The most important exception to the principal’s ability to revoke authority is the power given as security under § 3.12. When an agent holds a power that protects the agent’s own legal or financial interest, that power can be made irrevocable. A lender who holds a power of attorney to sell collateral if a loan goes into default, for example, holds a power given as security. Under § 3.13, this type of power survives events that would normally terminate an agency: the principal’s attempted revocation, loss of capacity by either party, and even the death of the principal if the underlying obligation doesn’t terminate at death. The same rules apply to irrevocable proxies for voting rights, which are commonly used in business transactions. These exceptions reflect a practical reality: when the agent’s power exists to protect the agent’s own stake in a deal, letting the principal unilaterally pull the plug would defeat the purpose of granting the power in the first place.

The End of Inherent Authority

One notable change in the Third Restatement was the elimination of “inherent authority” as a standalone concept.
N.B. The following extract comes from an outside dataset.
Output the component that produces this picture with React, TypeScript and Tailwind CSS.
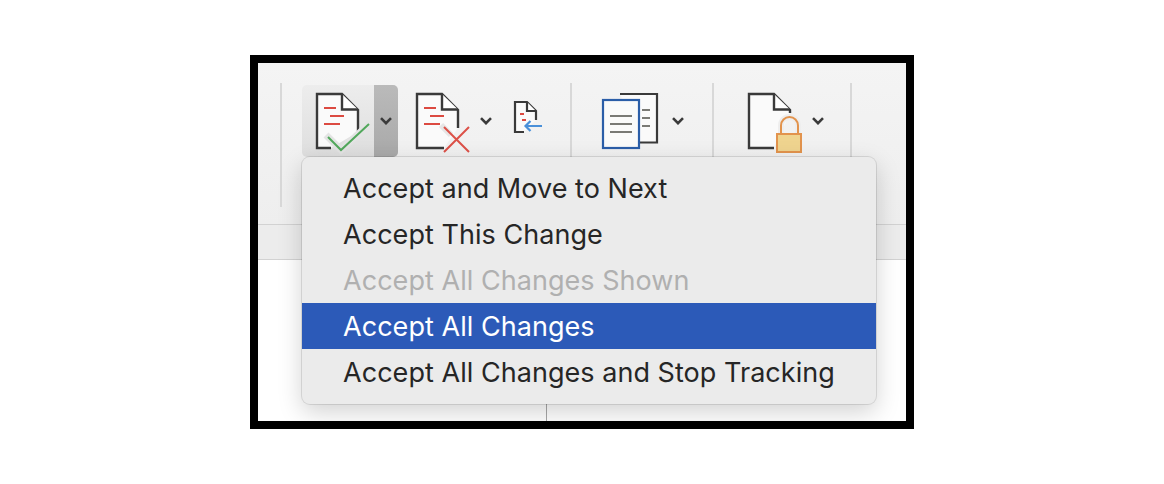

The Second Restatement used this term to describe an agent’s power that arose solely from the agency relationship itself, separate from actual authority, apparent authority, or estoppel. The Third Restatement dropped the term entirely, concluding that other doctrines, particularly apparent authority, estoppel, and the agent’s reasonable interpretation of the principal’s instructions, adequately cover the same ground. The one area where the concept effectively survives is in undisclosed principal situations under § 2.06, where an undisclosed principal can be bound by an agent’s unauthorized acts if those acts are usual or necessary in the type of transaction involved.